The government highlighted an open letter from prominent Afrikaner community members who rejected this narrative, with some signatories labeling the US relocation scheme as racist. The limited number of white South African Afrikaners seeking relocation to the US is seen as further proof that they are not facing persecution.
On October 30, 2025, the administration of US President Donald Trump announced its lowest annual refugee cap, setting it at just 7,500. While exact figures for white South Africans admitted through this US scheme are not available, South Africa's latest crime statistics do not indicate that white people are disproportionately victims of violent crime compared to other racial groups.
Earlier in 2025, President Trump offered refugee status to Afrikaners, who are primarily descendants of Dutch and French settlers. This offer came after South African President Cyril Ramaphosa signed a law allowing the government to seize land without compensation in rare instances. Most private farmland in South Africa is owned by white South Africans, who constitute just over 7 percent of the population.

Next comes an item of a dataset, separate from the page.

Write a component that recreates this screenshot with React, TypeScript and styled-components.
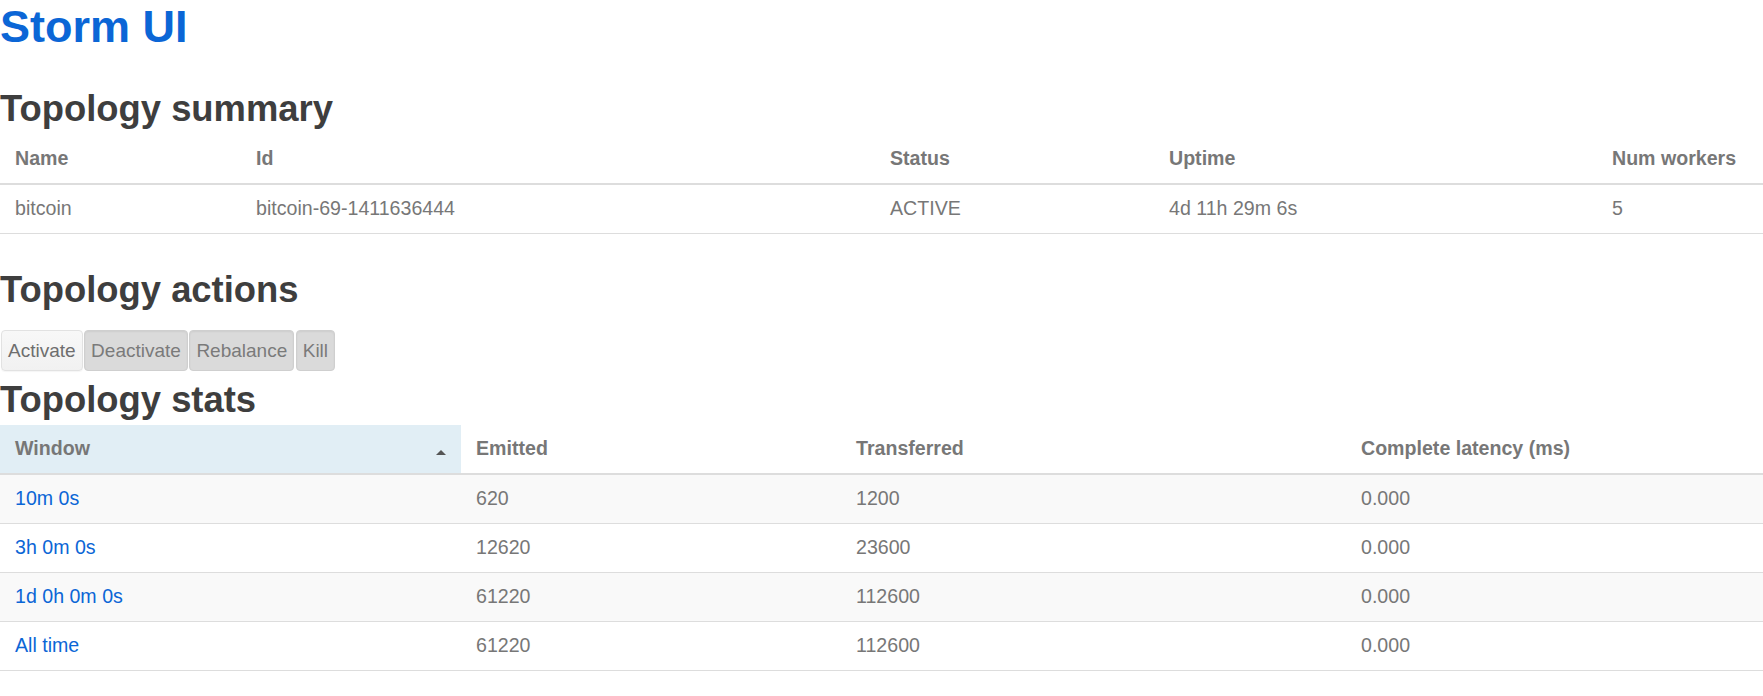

Several months prior, South Africa's ambassador to Washington, Ebrahim Rasool, was expelled after accusing Trump of "mobilizing a supremacism" and attempting to "project white victimhood as a dog whistle." In May 2025, during a meeting in the Oval Office, Trump confronted President Ramaphosa, alleging that white farmers in South Africa were being killed and "persecuted." Trump presented a photo purporting to show body bags of white people in South Africa, but Reuters later identified the image as one of their own, taken thousands of miles away in the Democratic Republic of Congo. The White House did not comment on this misidentification. Additionally, the White House played a video it claimed showed burial sites for murdered white farmers, which was later revealed to be scenes from a 2020 protest where crosses represented farmers killed over multiple years.